AniDox:LAB call for applications

Applications are now open – Deadline 03 March 2023
ANIDOX:LAB is a tailor-made professional training course – for documentary and animation creatives, directors, producers and professionals with an animated documentary project in development.

The Lab is based in Denmark, Viborg and Copenhagen, and is supported by the Danish film Institute and the Animation Workshop.

They offer a series of seminars and consultation sessions running between May and August 2023. For in-depth guidance and a supportive framework. Expand participant’s international network and engage in new collaborations.

The ANIDOX:LAB uniquely addresses visual and immersive animation storytelling. The goal is to pitch a teaser/trailer and build knowledge, network and resources. We focus on collaborative processes, matchmaking, reaching audiences and new frameworks.
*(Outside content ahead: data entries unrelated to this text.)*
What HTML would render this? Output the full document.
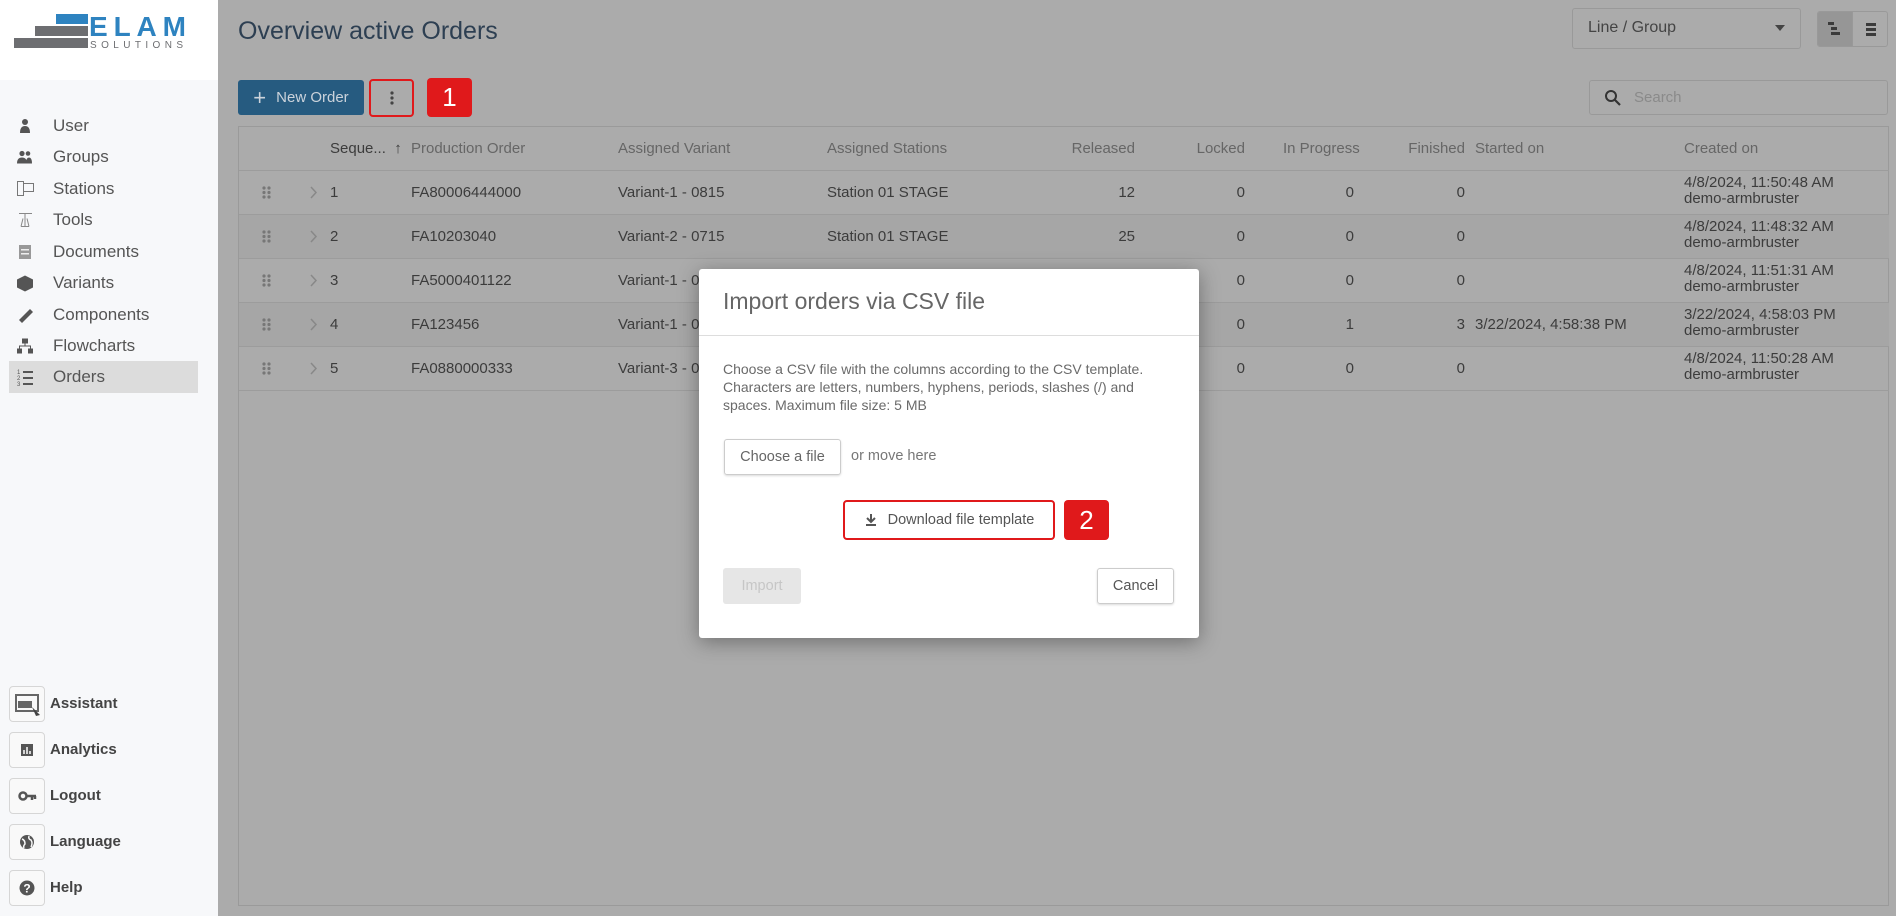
<!DOCTYPE html>
<html><head><meta charset="utf-8"><style>
*{box-sizing:border-box;margin:0;padding:0}
body{width:1896px;height:916px;overflow:hidden;font-family:"Liberation Sans",sans-serif;background:#ababab;position:relative}
.abs{position:absolute}
#side{left:0;top:0;width:218px;height:916px;background:#f7f8fa}
#logo{left:0;top:0;width:218px;height:80px;background:#fff}
.nav{position:absolute;left:53px;font-size:17px;color:#555;line-height:20px}
.bb{position:absolute;left:9px;width:36px;height:36px;border:1px solid #d6d6d6;border-radius:4px;background:#f9f9f9}
.bt{position:absolute;left:50px;font-size:15px;font-weight:bold;color:#444}
.th{position:absolute;top:140px;font-size:15px;color:#666}
.row{position:absolute;left:239px;width:1650px;height:44px;border-bottom:1px solid #9c9c9c}
.c{position:absolute;font-size:15px;color:#3c3c3c;white-space:nowrap}
.r{text-align:right}
.btn{position:absolute;border-radius:3px;font-size:14px;display:flex;align-items:center;justify-content:center}
</style></head><body>
<div id="side" class="abs"></div>
<div id="logo" class="abs">
 <svg width="218" height="80" style="position:absolute;left:0;top:0">
  <rect x="56" y="14" width="32" height="10" fill="#2e83c0"/>
  <rect x="35" y="26" width="53" height="10" fill="#6d6e71"/>
  <rect x="14" y="38" width="74" height="10" fill="#6d6e71"/>
  <text x="89" y="36" font-family="Liberation Sans" font-weight="bold" font-size="28" fill="#2e83c0" textLength="97">ELAM</text>
  <text x="90" y="48" font-family="Liberation Sans" font-size="10" fill="#6d6e71" textLength="96" letter-spacing="3">SOLUTIONS</text>
 </svg>
</div>
<!-- nav -->
<div class="abs" style="left:9px;top:361px;width:189px;height:32px;background:#dcdcdc"></div>
<svg class="abs" style="left:16px;top:114px" width="20" height="290" fill="#555">
 <g><circle cx="9" cy="8" r="3"/><path d="M4 19 Q4 12 9 12 Q14 12 14 19Z"/></g>
 <g transform="translate(0,31.5)"><circle cx="6" cy="8" r="2.6"/><circle cx="12" cy="8" r="2.3"/><path d="M1 18 Q1 12 6 12 Q11 12 11 18Z M10 18 Q10 12 13 12 Q16 12 16 18Z"/></g>
 <g transform="translate(0,63)"><rect x="1.5" y="4.5" width="6" height="14" fill="none" stroke="#777"/><rect x="7.5" y="6.5" width="10" height="8" fill="none" stroke="#777"/></g>
 <g transform="translate(0,94.5)"><path d="M3 5 H16 M9 5 V18 M5 18 H13 M5 18 L7 10 M13 18 L11 10" stroke="#888" fill="none"/></g>
 <g transform="translate(0,126)"><rect x="3" y="5" width="12" height="14" fill="#999"/><rect x="5" y="9" width="8" height="1.5" fill="#eee"/><rect x="5" y="13" width="8" height="1.5" fill="#eee"/></g>
 <g transform="translate(0,157.5)"><path d="M9 4 L17 8 L17 16 L9 20 L1 16 L1 8Z"/></g>
 <g transform="translate(0,189)"><path d="M3 17 L14 6 L17 9 L6 20Z"/></g>
 <g transform="translate(0,220.5)"><rect x="6" y="4" width="6" height="5"/><rect x="1" y="14" width="5" height="5"/><rect x="12" y="14" width="5" height="5"/><path d="M9 9 V11 M3.5 14 V11.5 H14.5 V14" stroke="#555" fill="none"/></g>
 <g transform="translate(0,252)"><path d="M7 6 H17 M7 12 H17 M7 18 H17" stroke="#555" stroke-width="2"/><text x="1" y="8" font-size="6">1</text><text x="1" y="14" font-size="6">2</text><text x="1" y="20" font-size="6">3</text></g>
</svg>
<div class="nav" style="top:116px">User</div>
<div class="nav" style="top:147px">Groups</div>
<div class="nav" style="top:179px">Stations</div>
<div class="nav" style="top:210px">Tools</div>
<div class="nav" style="top:242px">Documents</div>
<div class="nav" style="top:273px">Variants</div>
<div class="nav" style="top:305px">Components</div>
<div class="nav" style="top:336px">Flowcharts</div>
<div class="nav" style="top:367px">Orders</div>
<!-- bottom -->
<div class="bb" style="top:686px"><svg width="34" height="34"><rect x="6" y="8" width="22" height="16" fill="none" stroke="#666" stroke-width="2"/><rect x="8" y="14" width="14" height="7" fill="#666"/><path d="M22 20 L30 28 L26 29Z" fill="#444"/></svg></div>
<div class="bb" style="top:732px"><svg width="34" height="34"><rect x="11" y="11" width="12" height="12" fill="#555"/><path d="M14 21V17M17 21V14M20 21V18" stroke="#fff" stroke-width="1.5"/></svg></div>
<div class="bb" style="top:778px"><svg width="34" height="34"><circle cx="13" cy="17" r="3.5" fill="none" stroke="#555" stroke-width="2.5"/><path d="M16 17H26M22 17V21M25 17V20" stroke="#555" stroke-width="2.5"/></svg></div>
<div class="bb" style="top:824px"><svg width="34" height="34"><circle cx="17" cy="17" r="7" fill="#555"/><path d="M12 14 Q15 15 15 19 Q13 21 14 23 M19 11 Q18 14 21 15 Q23 18 21 22" stroke="#f9f9f9" stroke-width="1.5" fill="none"/></svg></div>
<div class="bb" style="top:870px"><svg width="34" height="34"><circle cx="17" cy="17" r="7.5" fill="#555"/><text x="17" y="21.5" text-anchor="middle" font-size="12" font-weight="bold" fill="#fff" font-family="Liberation Sans">?</text></svg></div>
<div class="bt" style="top:695px">Assistant</div>
<div class="bt" style="top:741px">Analytics</div>
<div class="bt" style="top:787px">Logout</div>
<div class="bt" style="top:833px">Language</div>
<div class="bt" style="top:879px">Help</div>

<!-- main -->
<div class="abs" style="left:238px;top:17px;font-size:25px;color:#2d3f52">Overview active Orders</div>
<div class="btn" style="left:238px;top:80px;width:126px;height:35px;background:#265b80;color:#cbd3db;font-size:15px"><span style="font-size:22px;margin-right:10px;font-weight:300">+</span>New Order</div>
<div class="btn" style="left:369px;top:79px;width:45px;height:38px;border:2px solid #e0191b;border-radius:4px"><svg width="6" height="14"><circle cx="3" cy="2" r="1.6" fill="#444"/><circle cx="3" cy="7" r="1.6" fill="#444"/><circle cx="3" cy="12" r="1.6" fill="#444"/></svg></div>
<div class="btn" style="left:427px;top:78px;width:45px;height:39px;background:#e0191b;color:#fff;font-size:26px;border-radius:4px">1</div>

<div class="abs" style="left:1572px;top:8px;width:229px;height:41px;border:1px solid #999;border-radius:3px"></div>
<div class="abs" style="left:1588px;top:19px;font-size:16px;color:#444">Line / Group</div>
<svg class="abs" style="left:1775px;top:25px" width="10" height="6"><path d="M0 0H10L5 6Z" fill="#444"/></svg>
<div class="abs" style="left:1817px;top:11px;width:71px;height:36px;border:1px solid #999;border-radius:3px;overflow:hidden"><div style="width:35px;height:36px;background:#969696;border-right:1px solid #999"></div></div>
<svg class="abs" style="left:1828px;top:22px" width="60" height="14" fill="#3b3b3b"><rect x="0" y="0" width="6" height="3"/><rect x="3" y="5" width="6" height="3"/><rect x="3" y="10" width="9" height="3"/><rect x="38" y="1" width="10" height="3"/><rect x="38" y="6" width="10" height="3"/><rect x="38" y="11" width="10" height="3"/></svg>
<div class="abs" style="left:1589px;top:80px;width:299px;height:35px;border:1px solid #999;border-radius:3px"></div>
<svg class="abs" style="left:1604px;top:89px" width="18" height="18"><circle cx="7" cy="7" r="5" fill="none" stroke="#333" stroke-width="2"/><path d="M10.5 10.5L16 16" stroke="#333" stroke-width="2.2"/></svg>
<div class="abs" style="left:1634px;top:89px;font-size:15px;color:#8a8a8a">Search</div>

<!-- table -->
<div class="abs" style="left:238px;top:126px;width:1651px;height:780px;border:1px solid #9a9a9a"></div>
<div class="abs" style="left:239px;top:170px;width:1650px;height:1px;background:#9c9c9c"></div>
<div class="th" style="left:330px;color:#3c3c3c">Seque... &nbsp;↑</div>
<div class="th" style="left:411px">Production Order</div>
<div class="th" style="left:618px">Assigned Variant</div>
<div class="th" style="left:827px">Assigned Stations</div>
<div class="th r" style="left:1035px;width:100px">Released</div>
<div class="th r" style="left:1145px;width:100px">Locked</div>
<div class="th" style="left:1283px">In Progress</div>
<div class="th r" style="left:1365px;width:100px">Finished</div>
<div class="th" style="left:1475px">Started on</div>
<div class="th" style="left:1684px">Created on</div>

<div class="row" style="top:171px"></div>
<div class="row" style="top:215px;background:#a6a6a6"></div>
<div class="row" style="top:259px"></div>
<div class="row" style="top:303px;background:#a6a6a6"></div>
<div class="row" style="top:347px"></div>

<svg class="abs" style="left:262px;top:186px" width="70" height="190" fill="#777" stroke="#888">
 <g id="d"><circle cx="2" cy="2" r="1.6" stroke="none"/><circle cx="7" cy="2" r="1.6" stroke="none"/><circle cx="2" cy="6.5" r="1.6" stroke="none"/><circle cx="7" cy="6.5" r="1.6" stroke="none"/><circle cx="2" cy="11" r="1.6" stroke="none"/><circle cx="7" cy="11" r="1.6" stroke="none"/><path d="M49 1L54 6.5L49 12" fill="none" stroke-width="1.5"/></g>
 <use href="#d" y="44"/><use href="#d" y="88"/><use href="#d" y="132"/><use href="#d" y="176"/>
</svg>

<div class="c" style="left:330px;top:184px">1</div><div class="c" style="left:411px;top:184px">FA80006444000</div><div class="c" style="left:618px;top:184px">Variant-1 - 0815</div><div class="c" style="left:827px;top:184px">Station 01 STAGE</div><div class="c r" style="left:1035px;width:100px;top:184px">12</div><div class="c r" style="left:1145px;width:100px;top:184px">0</div><div class="c r" style="left:1254px;width:100px;top:184px">0</div><div class="c r" style="left:1365px;width:100px;top:184px">0</div><div class="c" style="left:1684px;top:175px;line-height:16px">4/8/2024, 11:50:48 AM<br>demo-armbruster</div>

<div class="c" style="left:330px;top:228px">2</div><div class="c" style="left:411px;top:228px">FA10203040</div><div class="c" style="left:618px;top:228px">Variant-2 - 0715</div><div class="c" style="left:827px;top:228px">Station 01 STAGE</div><div class="c r" style="left:1035px;width:100px;top:228px">25</div><div class="c r" style="left:1145px;width:100px;top:228px">0</div><div class="c r" style="left:1254px;width:100px;top:228px">0</div><div class="c r" style="left:1365px;width:100px;top:228px">0</div><div class="c" style="left:1684px;top:219px;line-height:16px">4/8/2024, 11:48:32 AM<br>demo-armbruster</div>

<div class="c" style="left:330px;top:272px">3</div><div class="c" style="left:411px;top:272px">FA5000401122</div><div class="c" style="left:618px;top:272px">Variant-1 - 0815</div><div class="c r" style="left:1145px;width:100px;top:272px">0</div><div class="c r" style="left:1254px;width:100px;top:272px">0</div><div class="c r" style="left:1365px;width:100px;top:272px">0</div><div class="c" style="left:1684px;top:263px;line-height:16px">4/8/2024, 11:51:31 AM<br>demo-armbruster</div>

<div class="c" style="left:330px;top:316px">4</div><div class="c" style="left:411px;top:316px">FA123456</div><div class="c" style="left:618px;top:316px">Variant-1 - 0815</div><div class="c r" style="left:1145px;width:100px;top:316px">0</div><div class="c r" style="left:1254px;width:100px;top:316px">1</div><div class="c r" style="left:1365px;width:100px;top:316px">3</div><div class="c" style="left:1475px;top:316px">3/22/2024, 4:58:38 PM</div><div class="c" style="left:1684px;top:307px;line-height:16px">3/22/2024, 4:58:03 PM<br>demo-armbruster</div>

<div class="c" style="left:330px;top:360px">5</div><div class="c" style="left:411px;top:360px">FA0880000333</div><div class="c" style="left:618px;top:360px">Variant-3 - 0616</div><div class="c r" style="left:1145px;width:100px;top:360px">0</div><div class="c r" style="left:1254px;width:100px;top:360px">0</div><div class="c r" style="left:1365px;width:100px;top:360px">0</div><div class="c" style="left:1684px;top:351px;line-height:16px">4/8/2024, 11:50:28 AM<br>demo-armbruster</div>

<!-- modal -->
<div class="abs" style="left:699px;top:269px;width:500px;height:369px;background:#fff;border-radius:3px;box-shadow:0 4px 20px rgba(0,0,0,.35)"></div>
<div class="abs" style="left:699px;top:335px;width:500px;height:1px;background:#ddd"></div>
<div class="abs" style="left:723px;top:288px;font-size:23px;color:#666">Import orders via CSV file</div>
<div class="abs" style="left:723px;top:360px;width:460px;font-size:14px;line-height:18px;color:#6a6a6a">Choose a CSV file with the columns according to the CSV template. Characters are letters, numbers, hyphens, periods, slashes (/) and spaces. Maximum file size: 5 MB</div>
<div class="btn" style="left:724px;top:439px;width:117px;height:36px;border:1px solid #ccc;box-shadow:0 1px 2px rgba(0,0,0,.15);color:#666;font-size:14.5px">Choose a file</div>
<div class="abs" style="left:851px;top:448px;font-size:14.5px;color:#777">or move here</div>
<div class="btn" style="left:843px;top:500px;width:212px;height:40px;border:2px solid #e0191b;border-radius:4px;color:#555;font-size:14.5px"><svg width="14" height="14" style="margin-right:10px"><path d="M7 1V9M3 5L7 9L11 5" stroke="#555" stroke-width="2" fill="none"/><path d="M2 12H12" stroke="#555" stroke-width="2"/></svg>Download file template</div>
<div class="btn" style="left:1064px;top:500px;width:45px;height:40px;background:#e0191b;color:#fff;font-size:26px;border-radius:4px">2</div>
<div class="btn" style="left:723px;top:568px;width:78px;height:36px;background:#e6e6e6;color:#c6c6c6;font-size:14.5px">Import</div>
<div class="btn" style="left:1097px;top:568px;width:77px;height:36px;border:1px solid #ccc;box-shadow:0 1px 2px rgba(0,0,0,.15);color:#555;font-size:14.5px">Cancel</div>
</body></html>
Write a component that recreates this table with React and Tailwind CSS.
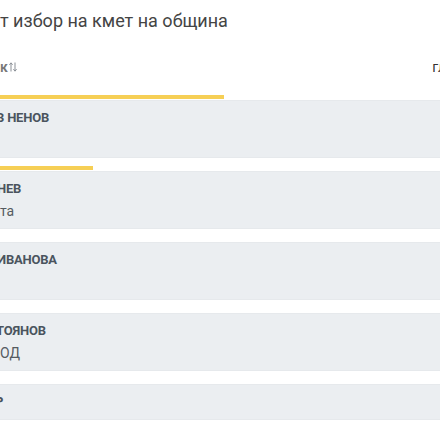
const rows = [
  { name: "В НЕНОВ", party: "\u00a0", bar: 224, shift: "-ml-[4px]" },
  { name: "НЕВ", party: "та", bar: 93, shift: "-ml-[3px]" },
  { name: "ИВАНОВА", party: "\u00a0", bar: 0, shift: "-ml-[3px]" },
  { name: "ТОЯНОВ", party: "ОД", bar: 0, shift: "-ml-[4px]" },
  { name: "Р", party: null, bar: 0, shift: "-ml-[5px]" },
];

const SortIcon = () => (
  <svg width="8" height="10" viewBox="0 0 8 10" className="ml-[1px]">
    {/* up arrow */}
    <path d="M2 9.5V1M0.4 2.8L2 0.8L3.6 2.8" stroke="#8a8f96" strokeWidth="1" fill="none" />
    {/* down arrow */}
    <path d="M6 0.5V9M4.4 7.2L6 9.2L7.6 7.2" stroke="#8a8f96" strokeWidth="1" fill="none" />
  </svg>
);

export default function App() {
  return (
    <div className="w-[440px] h-[440px] overflow-hidden bg-white font-['Roboto',sans-serif]">
      {/* Title */}
      <h1 className="pt-[7px] text-[18px] leading-[28px] text-[#444] font-normal whitespace-nowrap">
        т избор на кмет на община
      </h1>

      {/* Column headers */}
      <div className="mt-[22px] h-[20px] flex justify-between items-center text-[14px] leading-[20px]">
        <div className="flex items-center">
          <span className="font-semibold text-[#777]">к</span>
          <SortIcon />
        </div>
        <span className="text-[#333] -mr-[6px]">гл</span>
      </div>

      {/* Candidates */}
      <div className="mt-[10px]">
        {rows.map((r, i) => (
          <div key={i} className="pt-2">
            <div className="h-1 mb-px">
              {r.bar > 0 && (
                <div className="h-1 bg-[#f6cf55]" style={{ width: r.bar }} />
              )}
            </div>
            <div className="bg-[#ebeef1] border-y border-[#e6e9ec] py-[7px]">
              <div className={`text-[13px] leading-[20px] font-bold tracking-[-0.2px] text-[#4a545e] whitespace-nowrap ${r.shift}`}>
                {r.name}
              </div>
              {r.party !== null && (
                <div className="mt-[2px] text-[14px] leading-[20px] text-[#555b61] whitespace-nowrap">
                  {r.party}
                </div>
              )}
            </div>
          </div>
        ))}
      </div>
    </div>
  );
}
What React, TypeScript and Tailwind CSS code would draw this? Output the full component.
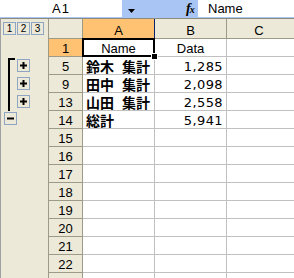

The coaching seminars and creative workshops are designed to progress from fine- tuning an initial idea, through visual and narrative development, to a pitch package and a teaser/trailer.

It is a laboratory which brings professionals together to maximize their capacity and cultivate new skills, while developing their respective projects. Teams are encouraged to apply as well as artists working in cross-media, hybrid forms and new technologies.

Select participating ANIDOX:LAB projects have the opportunity to showcase their work at various prestigious international events and festivals.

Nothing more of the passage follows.